● Given exercise:
Quote exactly, and only, the lines of the material below from the line with "Convert this screenshot" through the line with "const navCreate = ['Create".

● Records for the exercise:
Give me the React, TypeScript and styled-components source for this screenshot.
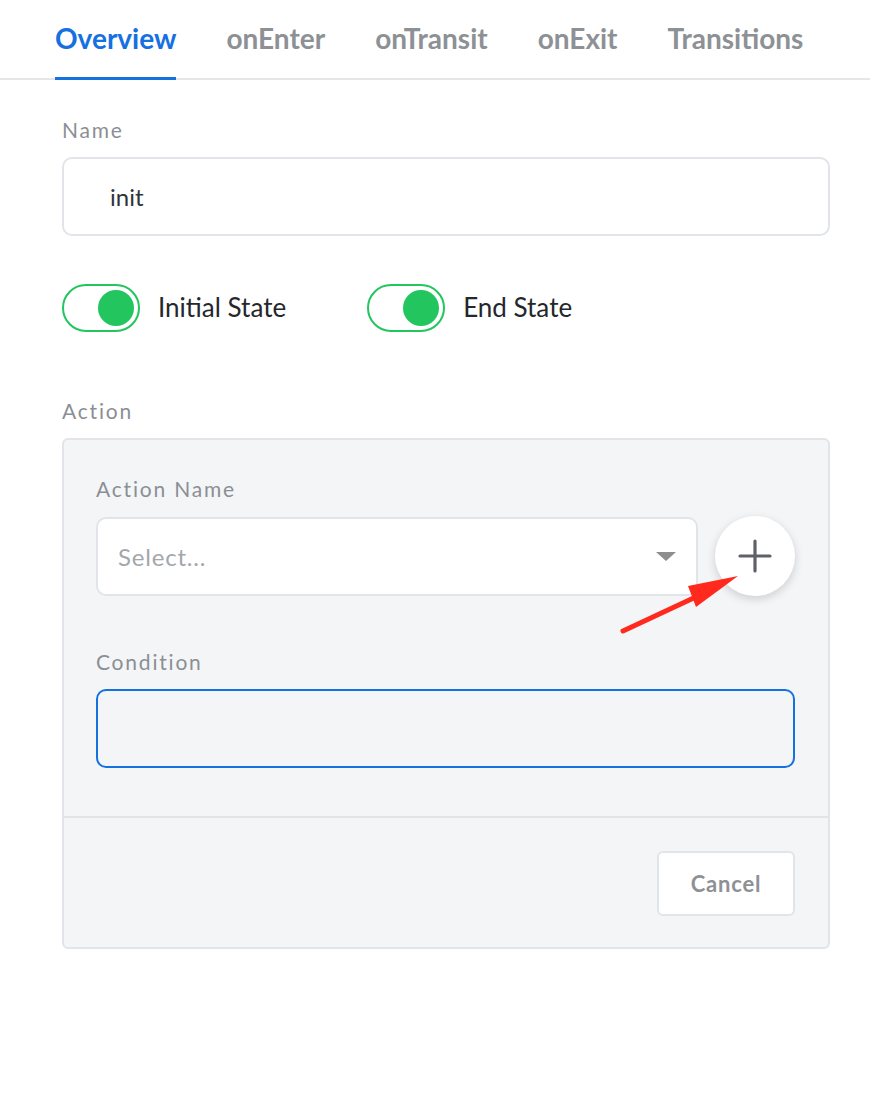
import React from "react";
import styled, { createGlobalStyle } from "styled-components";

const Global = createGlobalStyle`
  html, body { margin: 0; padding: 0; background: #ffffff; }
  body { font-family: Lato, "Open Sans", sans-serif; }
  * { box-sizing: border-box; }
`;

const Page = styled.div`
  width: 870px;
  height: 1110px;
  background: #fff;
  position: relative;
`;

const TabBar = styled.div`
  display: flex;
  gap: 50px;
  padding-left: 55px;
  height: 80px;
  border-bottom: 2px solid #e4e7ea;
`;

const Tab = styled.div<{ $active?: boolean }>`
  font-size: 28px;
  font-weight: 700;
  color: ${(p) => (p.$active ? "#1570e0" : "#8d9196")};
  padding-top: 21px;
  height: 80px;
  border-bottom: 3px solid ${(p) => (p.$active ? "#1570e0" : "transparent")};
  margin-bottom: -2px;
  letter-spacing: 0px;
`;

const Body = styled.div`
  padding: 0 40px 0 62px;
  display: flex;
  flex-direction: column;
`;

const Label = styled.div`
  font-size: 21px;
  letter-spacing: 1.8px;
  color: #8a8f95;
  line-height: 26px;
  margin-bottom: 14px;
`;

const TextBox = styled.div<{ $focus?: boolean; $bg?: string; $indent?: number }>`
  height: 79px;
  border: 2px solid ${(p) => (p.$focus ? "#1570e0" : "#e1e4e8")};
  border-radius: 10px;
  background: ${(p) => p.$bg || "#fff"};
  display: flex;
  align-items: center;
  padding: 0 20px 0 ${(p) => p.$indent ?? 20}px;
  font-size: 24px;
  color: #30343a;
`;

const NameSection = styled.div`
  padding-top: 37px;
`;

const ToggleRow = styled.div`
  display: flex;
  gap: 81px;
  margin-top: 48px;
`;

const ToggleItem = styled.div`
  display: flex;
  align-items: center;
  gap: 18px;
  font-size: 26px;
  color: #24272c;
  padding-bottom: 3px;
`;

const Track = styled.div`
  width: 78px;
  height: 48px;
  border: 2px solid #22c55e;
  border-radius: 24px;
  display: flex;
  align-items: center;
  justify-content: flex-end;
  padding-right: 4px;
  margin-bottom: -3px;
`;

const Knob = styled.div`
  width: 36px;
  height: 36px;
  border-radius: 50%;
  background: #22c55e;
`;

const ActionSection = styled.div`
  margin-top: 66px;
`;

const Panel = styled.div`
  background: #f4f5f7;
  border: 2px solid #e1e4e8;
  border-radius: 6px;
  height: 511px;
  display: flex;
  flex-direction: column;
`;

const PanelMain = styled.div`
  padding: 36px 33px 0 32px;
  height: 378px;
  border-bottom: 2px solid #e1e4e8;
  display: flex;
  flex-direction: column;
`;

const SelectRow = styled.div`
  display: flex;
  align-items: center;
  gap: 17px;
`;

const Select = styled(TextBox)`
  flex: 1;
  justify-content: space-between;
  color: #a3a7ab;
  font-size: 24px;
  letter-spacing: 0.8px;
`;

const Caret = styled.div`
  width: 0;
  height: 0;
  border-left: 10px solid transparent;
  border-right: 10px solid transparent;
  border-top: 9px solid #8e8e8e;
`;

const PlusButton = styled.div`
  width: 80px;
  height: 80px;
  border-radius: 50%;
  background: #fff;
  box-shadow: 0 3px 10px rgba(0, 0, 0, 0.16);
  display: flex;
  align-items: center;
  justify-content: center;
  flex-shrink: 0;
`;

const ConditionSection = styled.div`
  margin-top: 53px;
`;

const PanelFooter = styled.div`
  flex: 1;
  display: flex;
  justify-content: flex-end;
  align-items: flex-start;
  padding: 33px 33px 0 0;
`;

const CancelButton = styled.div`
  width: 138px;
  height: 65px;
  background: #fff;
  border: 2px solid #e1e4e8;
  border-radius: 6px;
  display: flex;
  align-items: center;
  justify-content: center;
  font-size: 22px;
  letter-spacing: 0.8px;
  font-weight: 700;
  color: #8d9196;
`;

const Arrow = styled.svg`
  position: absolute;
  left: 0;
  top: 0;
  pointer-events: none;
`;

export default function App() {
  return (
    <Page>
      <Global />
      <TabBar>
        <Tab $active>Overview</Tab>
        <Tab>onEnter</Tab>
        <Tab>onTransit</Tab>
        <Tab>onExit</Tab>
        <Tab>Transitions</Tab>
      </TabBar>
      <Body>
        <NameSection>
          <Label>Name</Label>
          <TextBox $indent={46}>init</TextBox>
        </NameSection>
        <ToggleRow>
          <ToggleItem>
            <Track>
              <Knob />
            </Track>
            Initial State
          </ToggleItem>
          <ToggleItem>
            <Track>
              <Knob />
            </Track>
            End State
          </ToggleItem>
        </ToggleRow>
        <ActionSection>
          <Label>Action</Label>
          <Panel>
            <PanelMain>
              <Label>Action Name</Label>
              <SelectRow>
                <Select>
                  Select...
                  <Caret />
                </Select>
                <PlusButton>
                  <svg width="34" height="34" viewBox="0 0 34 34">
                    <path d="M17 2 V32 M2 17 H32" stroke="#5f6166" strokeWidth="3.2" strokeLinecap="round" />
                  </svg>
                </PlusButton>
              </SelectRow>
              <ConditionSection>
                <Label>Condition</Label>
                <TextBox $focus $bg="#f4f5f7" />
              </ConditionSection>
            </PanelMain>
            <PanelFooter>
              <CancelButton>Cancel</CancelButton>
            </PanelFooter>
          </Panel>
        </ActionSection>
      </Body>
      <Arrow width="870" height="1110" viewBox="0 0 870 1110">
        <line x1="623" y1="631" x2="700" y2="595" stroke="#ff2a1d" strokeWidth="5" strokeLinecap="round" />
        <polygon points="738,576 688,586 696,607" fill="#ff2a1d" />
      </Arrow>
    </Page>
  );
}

==

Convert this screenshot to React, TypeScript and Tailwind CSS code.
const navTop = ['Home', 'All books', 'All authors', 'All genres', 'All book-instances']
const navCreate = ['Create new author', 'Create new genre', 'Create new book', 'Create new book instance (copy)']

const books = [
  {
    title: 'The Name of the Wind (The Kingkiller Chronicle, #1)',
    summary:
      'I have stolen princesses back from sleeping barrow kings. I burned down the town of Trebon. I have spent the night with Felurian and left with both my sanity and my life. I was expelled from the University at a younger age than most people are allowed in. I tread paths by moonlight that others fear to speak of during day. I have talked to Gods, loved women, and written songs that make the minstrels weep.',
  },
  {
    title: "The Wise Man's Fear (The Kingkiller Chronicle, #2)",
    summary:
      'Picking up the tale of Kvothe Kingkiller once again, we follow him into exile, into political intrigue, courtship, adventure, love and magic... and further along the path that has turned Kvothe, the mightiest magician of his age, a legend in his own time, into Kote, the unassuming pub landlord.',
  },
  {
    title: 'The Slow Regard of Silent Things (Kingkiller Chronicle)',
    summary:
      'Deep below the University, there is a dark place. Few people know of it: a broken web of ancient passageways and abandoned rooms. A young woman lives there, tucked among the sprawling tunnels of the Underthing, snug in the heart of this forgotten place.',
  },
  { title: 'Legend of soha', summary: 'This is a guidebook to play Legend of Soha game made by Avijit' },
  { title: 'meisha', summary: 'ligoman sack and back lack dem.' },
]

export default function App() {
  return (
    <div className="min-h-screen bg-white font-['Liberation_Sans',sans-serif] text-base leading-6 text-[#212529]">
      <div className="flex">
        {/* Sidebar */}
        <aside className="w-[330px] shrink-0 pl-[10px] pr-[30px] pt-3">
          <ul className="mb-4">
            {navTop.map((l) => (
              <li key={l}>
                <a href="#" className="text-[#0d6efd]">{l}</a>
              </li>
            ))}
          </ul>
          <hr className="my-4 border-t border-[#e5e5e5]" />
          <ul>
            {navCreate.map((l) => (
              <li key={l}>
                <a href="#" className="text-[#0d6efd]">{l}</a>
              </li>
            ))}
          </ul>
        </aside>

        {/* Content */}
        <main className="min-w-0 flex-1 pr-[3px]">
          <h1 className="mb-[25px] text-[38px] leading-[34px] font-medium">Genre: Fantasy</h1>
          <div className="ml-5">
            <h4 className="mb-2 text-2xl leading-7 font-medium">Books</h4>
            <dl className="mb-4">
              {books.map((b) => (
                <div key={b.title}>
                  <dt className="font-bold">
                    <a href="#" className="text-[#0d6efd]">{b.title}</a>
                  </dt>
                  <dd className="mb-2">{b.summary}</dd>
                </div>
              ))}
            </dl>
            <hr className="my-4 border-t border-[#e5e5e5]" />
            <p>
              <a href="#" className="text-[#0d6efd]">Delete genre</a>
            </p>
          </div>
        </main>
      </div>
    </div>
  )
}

* * *

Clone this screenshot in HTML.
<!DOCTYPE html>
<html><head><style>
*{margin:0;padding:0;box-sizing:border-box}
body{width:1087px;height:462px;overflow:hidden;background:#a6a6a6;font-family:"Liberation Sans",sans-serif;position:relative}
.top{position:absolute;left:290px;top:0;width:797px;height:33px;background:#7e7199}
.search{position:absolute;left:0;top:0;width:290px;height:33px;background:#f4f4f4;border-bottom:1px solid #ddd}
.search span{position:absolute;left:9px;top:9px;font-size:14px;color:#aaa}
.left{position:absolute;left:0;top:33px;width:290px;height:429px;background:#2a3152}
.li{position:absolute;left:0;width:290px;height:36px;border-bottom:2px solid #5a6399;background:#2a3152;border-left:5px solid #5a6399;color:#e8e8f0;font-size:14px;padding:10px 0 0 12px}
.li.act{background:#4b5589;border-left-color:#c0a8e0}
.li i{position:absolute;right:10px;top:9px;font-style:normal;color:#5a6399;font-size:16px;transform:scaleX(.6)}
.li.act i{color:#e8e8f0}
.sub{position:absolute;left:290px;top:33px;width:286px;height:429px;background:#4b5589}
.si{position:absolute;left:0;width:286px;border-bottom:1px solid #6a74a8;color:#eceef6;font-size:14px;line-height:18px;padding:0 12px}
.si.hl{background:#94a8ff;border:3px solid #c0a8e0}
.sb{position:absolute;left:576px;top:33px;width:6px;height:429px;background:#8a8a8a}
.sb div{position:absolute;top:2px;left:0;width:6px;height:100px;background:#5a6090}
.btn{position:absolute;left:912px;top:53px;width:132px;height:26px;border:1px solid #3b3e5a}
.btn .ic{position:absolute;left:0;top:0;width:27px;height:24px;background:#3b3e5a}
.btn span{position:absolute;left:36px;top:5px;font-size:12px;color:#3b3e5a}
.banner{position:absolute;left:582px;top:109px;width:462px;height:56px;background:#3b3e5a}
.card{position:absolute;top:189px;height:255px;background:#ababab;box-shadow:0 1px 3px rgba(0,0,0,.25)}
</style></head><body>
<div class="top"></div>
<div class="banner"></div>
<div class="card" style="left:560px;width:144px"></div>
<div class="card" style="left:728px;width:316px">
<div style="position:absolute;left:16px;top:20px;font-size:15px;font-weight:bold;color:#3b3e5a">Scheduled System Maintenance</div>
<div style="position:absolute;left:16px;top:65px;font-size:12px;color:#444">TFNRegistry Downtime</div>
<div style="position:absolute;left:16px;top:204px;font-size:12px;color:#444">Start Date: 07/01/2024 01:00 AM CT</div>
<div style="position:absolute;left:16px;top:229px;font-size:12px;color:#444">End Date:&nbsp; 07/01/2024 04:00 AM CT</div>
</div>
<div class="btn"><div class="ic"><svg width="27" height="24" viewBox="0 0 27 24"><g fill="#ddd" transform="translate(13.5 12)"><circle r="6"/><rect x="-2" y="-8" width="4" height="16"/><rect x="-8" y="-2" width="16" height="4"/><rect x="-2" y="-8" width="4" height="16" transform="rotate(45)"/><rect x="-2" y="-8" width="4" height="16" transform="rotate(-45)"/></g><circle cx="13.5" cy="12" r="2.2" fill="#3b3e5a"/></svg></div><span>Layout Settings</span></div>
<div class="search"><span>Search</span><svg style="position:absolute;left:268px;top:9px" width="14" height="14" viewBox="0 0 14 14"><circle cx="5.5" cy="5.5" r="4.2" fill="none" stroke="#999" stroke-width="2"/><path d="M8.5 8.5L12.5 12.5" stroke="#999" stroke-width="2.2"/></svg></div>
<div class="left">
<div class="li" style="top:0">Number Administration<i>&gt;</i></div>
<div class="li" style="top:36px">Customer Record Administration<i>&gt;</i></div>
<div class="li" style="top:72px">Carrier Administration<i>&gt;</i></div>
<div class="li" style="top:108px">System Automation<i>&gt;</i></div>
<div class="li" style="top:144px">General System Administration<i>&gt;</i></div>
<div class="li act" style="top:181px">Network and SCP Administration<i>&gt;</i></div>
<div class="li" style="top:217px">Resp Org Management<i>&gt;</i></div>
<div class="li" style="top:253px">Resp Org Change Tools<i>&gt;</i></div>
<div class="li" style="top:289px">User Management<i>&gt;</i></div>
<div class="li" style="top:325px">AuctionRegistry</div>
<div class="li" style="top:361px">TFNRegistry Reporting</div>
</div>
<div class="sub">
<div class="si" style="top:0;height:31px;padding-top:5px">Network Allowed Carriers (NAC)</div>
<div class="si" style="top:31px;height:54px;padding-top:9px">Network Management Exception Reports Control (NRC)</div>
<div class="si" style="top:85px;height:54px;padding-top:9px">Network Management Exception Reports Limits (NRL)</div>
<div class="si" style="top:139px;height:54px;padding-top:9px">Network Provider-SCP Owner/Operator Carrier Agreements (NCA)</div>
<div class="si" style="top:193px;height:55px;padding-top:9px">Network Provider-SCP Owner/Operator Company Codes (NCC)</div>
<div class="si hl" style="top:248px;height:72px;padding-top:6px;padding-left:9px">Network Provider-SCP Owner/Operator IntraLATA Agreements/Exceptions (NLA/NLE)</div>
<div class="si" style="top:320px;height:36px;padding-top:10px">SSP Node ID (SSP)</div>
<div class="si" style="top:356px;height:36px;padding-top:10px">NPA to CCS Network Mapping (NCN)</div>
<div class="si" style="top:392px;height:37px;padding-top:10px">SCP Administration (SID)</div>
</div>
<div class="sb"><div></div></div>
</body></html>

● Exercise response:
Convert this screenshot to React, TypeScript and Tailwind CSS code.
const navTop = ['Home', 'All books', 'All authors', 'All genres', 'All book-instances']
const navCreate = ['Create new author', 'Create new genre', 'Create new book', 'Create new book instance (copy)']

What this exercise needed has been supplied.